* Your instructions
Tally the lines that hold the word "components" and reply with that figure only.

* Provided data
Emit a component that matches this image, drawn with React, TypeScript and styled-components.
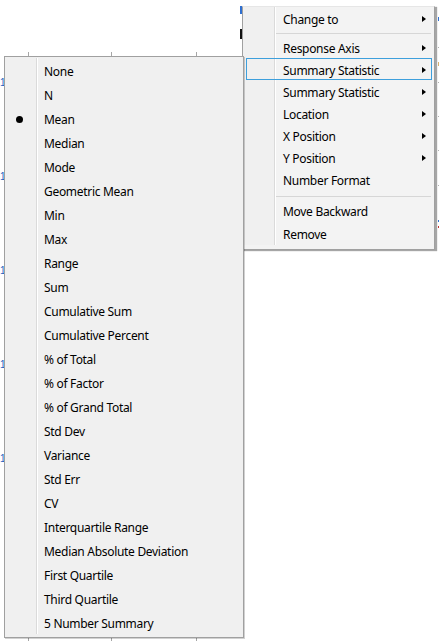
import React from "react";
import styled, { createGlobalStyle } from "styled-components";

const GlobalStyle = createGlobalStyle`
  html, body { margin: 0; padding: 0; background: #ffffff; }
  body { font-family: "Noto Sans", "Liberation Sans", sans-serif; }
`;

const Canvas = styled.div`
  position: relative;
  width: 439px;
  height: 641px;
  background: #ffffff;
  overflow: hidden;
  display: flex;
`;

/* ---------- backdrop chart (behind the menus) ---------- */
const AxisStrip = styled.div`
  width: 4px;
  flex: none;
  display: flex;
  flex-direction: column;
  gap: 82px;
  padding-top: 77px;
`;

const AxisLabel = styled.div`
  height: 12px;
  font-family: "Liberation Sans", sans-serif;
  font-size: 10px;
  line-height: 12px;
  color: #1f5fc0;
  white-space: nowrap;
`;

const PlotArea = styled.div`
  flex: 1;
  display: flex;
  flex-direction: column;
`;

const TitleStrip = styled.div`
  height: 52px;
  flex: none;
  padding-left: 236px;
  display: flex;
  flex-direction: column;
  box-sizing: border-box;
`;

const BlueTick = styled.div`
  width: 2px;
  height: 8px;
  margin-top: 6px;
  background: #2f6fd0;
`;

const TitleMark = styled.div`
  width: 2px;
  height: 10px;
  margin-top: 15px;
  background: #111;
`;

const GridZone = styled.div`
  flex: 1;
  background: linear-gradient(
    90deg,
    transparent 0 24px,
    #a6a6a6 24px 25px,
    transparent 25px 107px,
    #a6a6a6 107px 108px,
    transparent 108px 192px,
    #a6a6a6 192px 193px,
    transparent 193px
  );
`;

const EdgeStrip = styled.div`
  width: 1px;
  flex: none;
  background: linear-gradient(
    180deg,
    #ffffff 0 17px,
    #2f6fd0 17px 21px,
    #ffffff 21px 47px,
    #b0b0b0 47px 48px,
    #ffffff 48px 62px,
    #d8b070 62px 66px,
    #ffffff 66px 82px,
    #b0b0b0 82px 83px,
    #ffffff 83px 116px,
    #b0b0b0 116px 117px,
    #ffffff 117px 150px,
    #b0b0b0 150px 151px,
    #ffffff 151px 185px,
    #b0b0b0 185px 186px,
    #ffffff 186px 220px,
    #2f6fd0 220px 222px,
    #ffffff 222px 226px,
    #c03030 226px 228px,
    #ffffff 228px
  );
`;

/* ---------- menus ---------- */
const ContextMenu = styled.div`
  position: absolute;
  left: 242px;
  top: 6px;
  width: 193px;
  height: 244px;
  box-sizing: border-box;
  border: 1px solid #a0a0a0;
  border-top-color: #e6e6e6;
  background: #f3f3f3;
  box-shadow: 2px 1px 1px rgba(0, 0, 0, 0.35);
  padding: 0 0 4px 0;
  display: flex;
  flex-direction: column;
  z-index: 1;
`;

const SubMenu = styled.div`
  position: absolute;
  left: 4px;
  top: 56px;
  width: 240px;
  height: 582px;
  box-sizing: border-box;
  border: 1px solid #a0a0a0;
  background: #f0f0f0;
  box-shadow: 1px 1px 0 rgba(0, 0, 0, 0.18);
  padding: 1px 0 3px 0;
  display: flex;
  flex-direction: column;
  z-index: 2;
`;

const MenuList = styled.div<{ $bg: string }>`
  flex: 1;
  display: flex;
  flex-direction: column;
  background: linear-gradient(
    90deg,
    #f0f0f0 0 31px,
    #dadada 31px 32px,
    #ffffff 32px 33px,
    ${(p) => p.$bg} 33px
  );
`;

const Row = styled.div<{ $h: number; $active?: boolean }>`
  height: ${(p) => p.$h}px;
  flex: none;
  box-sizing: border-box;
  display: flex;
  align-items: center;
  margin: 0 2px 0 3px;
  padding: 0 5px 0 36px;
  border: 1px solid ${(p) => (p.$active ? "#3d9fdc" : "transparent")};
`;

const StatRow = styled.div`
  height: 24px;
  flex: none;
  display: flex;
  align-items: center;
`;

const CheckCell = styled.div`
  width: 39px;
  flex: none;
  box-sizing: border-box;
  padding: 2px 0 0 11px;
  display: flex;
  align-items: center;
`;

const Bullet = styled.span`
  width: 7px;
  height: 7px;
  border-radius: 50%;
  background: #000;
`;

const Label = styled.span`
  flex: 1;
  font-family: "Noto Sans", "Liberation Sans", sans-serif;
  font-size: 12px;
  letter-spacing: -0.3px;
  color: #000;
  white-space: nowrap;
  padding-top: 2px;
`;

const Arrow = styled.span`
  width: 0;
  height: 0;
  margin-top: 2px;
  border-left: 4px solid #000;
  border-top: 3.5px solid transparent;
  border-bottom: 3.5px solid transparent;
`;

const Separator = styled.div<{ $top: number; $bottom: number }>`
  height: 1px;
  flex: none;
  background: #d6d6d6;
  margin: ${(p) => p.$top}px 3px ${(p) => p.$bottom}px 33px;
`;

type TopItem =
  | { kind: "item"; label: string; sub?: boolean; active?: boolean; h: number }
  | { kind: "sep"; top: number; bottom: number };

const topItems: TopItem[] = [
  { kind: "item", label: "Change to", sub: true, h: 22 },
  { kind: "sep", top: 4, bottom: 2 },
  { kind: "item", label: "Response Axis", sub: true, h: 22 },
  { kind: "item", label: "Summary Statistic", sub: true, active: true, h: 22 },
  { kind: "item", label: "Summary Statistic", sub: true, h: 22 },
  { kind: "item", label: "Location", sub: true, h: 22 },
  { kind: "item", label: "X Position", sub: true, h: 22 },
  { kind: "item", label: "Y Position", sub: true, h: 22 },
  { kind: "item", label: "Number Format", h: 22 },
  { kind: "sep", top: 6, bottom: 2 },
  { kind: "item", label: "Move Backward", h: 23 },
  { kind: "item", label: "Remove", h: 23 },
];

const stats = [
  "None",
  "N",
  "Mean",
  "Median",
  "Mode",
  "Geometric Mean",
  "Min",
  "Max",
  "Range",
  "Sum",
  "Cumulative Sum",
  "Cumulative Percent",
  "% of Total",
  "% of Factor",
  "% of Grand Total",
  "Std Dev",
  "Variance",
  "Std Err",
  "CV",
  "Interquartile Range",
  "Median Absolute Deviation",
  "First Quartile",
  "Third Quartile",
  "5 Number Summary",
];

const selected = "Mean";

export default function App() {
  return (
    <>
      <GlobalStyle />
      <Canvas>
        <AxisStrip>
          {[0, 1, 2, 3, 4].map((i) => (
            <AxisLabel key={i}>1</AxisLabel>
          ))}
        </AxisStrip>
        <PlotArea>
          <TitleStrip>
            <BlueTick />
            <TitleMark />
          </TitleStrip>
          <GridZone />
        </PlotArea>
        <EdgeStrip />

        <ContextMenu>
          <MenuList $bg="#f3f3f3">
            {topItems.map((it, i) =>
              it.kind === "sep" ? (
                <Separator key={i} $top={it.top} $bottom={it.bottom} />
              ) : (
                <Row key={i} $h={it.h} $active={it.active}>
                  <Label>{it.label}</Label>
                  {it.sub && <Arrow />}
                </Row>
              )
            )}
          </MenuList>
        </ContextMenu>

        <SubMenu>
          <MenuList $bg="#f0f0f0">
            {stats.map((s) => (
              <StatRow key={s}>
                <CheckCell>{s === selected && <Bullet />}</CheckCell>
                <Label>{s}</Label>
              </StatRow>
            ))}
          </MenuList>
        </SubMenu>
      </Canvas>
    </>
  );
}
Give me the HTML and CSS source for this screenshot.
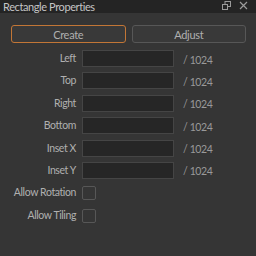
FILE: index.html
```html
<!DOCTYPE html>
<html lang="en">
<head>
    <meta charset="UTF-8">
    <title>Rectangle Properties</title>
    <link rel="stylesheet" href="styles.css">
</head>
<body>
    <div class="panel">
        <div class="titlebar">
            <span class="title">Rectangle Properties</span>
            <div class="title-icons">
                <svg width="9" height="9" viewBox="0 0 9 9">
                    <rect x="3" y="0.5" width="5.5" height="5" fill="none" stroke="#9a9a9a" stroke-width="1"/>
                    <rect x="0.5" y="3.5" width="5" height="5" fill="#242424" stroke="#9a9a9a" stroke-width="1"/>
                </svg>
                <svg width="9" height="9" viewBox="0 0 9 9">
                    <path d="M1 1 L8 8 M8 1 L1 8" stroke="#9a9a9a" stroke-width="1.2"/>
                </svg>
            </div>
        </div>

        <div class="mode-buttons">
            <button class="mode active">Create</button>
            <button class="mode">Adjust</button>
        </div>

        <div class="fields">
            <label class="field-label">Left</label>
            <input type="text" class="field-input">
            <span class="suffix">/ 1024</span>

            <label class="field-label">Top</label>
            <input type="text" class="field-input">
            <span class="suffix">/ 1024</span>

            <label class="field-label">Right</label>
            <input type="text" class="field-input">
            <span class="suffix">/ 1024</span>

            <label class="field-label">Bottom</label>
            <input type="text" class="field-input">
            <span class="suffix">/ 1024</span>

            <label class="field-label">Inset X</label>
            <input type="text" class="field-input">
            <span class="suffix">/ 1024</span>

            <label class="field-label">Inset Y</label>
            <input type="text" class="field-input">
            <span class="suffix">/ 1024</span>

            <label class="field-label">Allow Rotation</label>
            <span class="check"></span>
            <span></span>

            <label class="field-label">Allow Tiling</label>
            <span class="check"></span>
            <span></span>
        </div>
    </div>
</body>
</html>
```

FILE: styles.css
```css
body {
    margin: 0;
    background-color: #353535;
    font-family: "Lato", "Noto Sans", sans-serif;
    font-size: 10.5px;
    letter-spacing: -0.4px;
    color: #b0b0b0;
}

.panel {
    width: 256px;
    height: 256px;
    background-color: #353535;
}

.titlebar {
    height: 13px;
    background-color: #242424;
    display: flex;
    align-items: center;
    justify-content: space-between;
    padding: 0 8px 0 3px;
}

.title {
    font-size: 11px;
    color: #c4c4c4;
    line-height: 13px;
}

.title-icons {
    display: flex;
    gap: 8px;
    margin-top: -2px;
}

.mode-buttons {
    display: flex;
    gap: 6px;
    padding: 12px 10px 0 11px;
}

.mode {
    width: 115px;
    height: 18px;
    padding: 0;
    background-color: #393939;
    border: 1px solid #575757;
    border-radius: 3px;
    color: #b0b0b0;
    font-family: inherit;
    font-size: 11px;
    letter-spacing: -0.3px;
}

.mode.active {
    border-color: #c27636;
}

.fields {
    display: grid;
    grid-template-columns: 65px 92px auto;
    column-gap: 6px;
    row-gap: 5.4px;
    grid-auto-rows: 17px;
    padding: 7px 0 0 11px;
    align-items: center;
}

.field-label {
    text-align: right;
    line-height: 17px;
    white-space: nowrap;
}

.field-input {
    height: 17px;
    box-sizing: border-box;
    background-color: #262626;
    border: 1px solid #454545;
    padding: 0;
    margin: 0;
}

.suffix {
    padding-left: 3px;
    color: #999999;
    margin-top: 2px;
}

.check {
    width: 14px;
    height: 14px;
    box-sizing: border-box;
    border: 1px solid #575757;
    border-radius: 2px;
    background-color: #353535;
    margin-top: 1px;
}
```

* Problem solution
2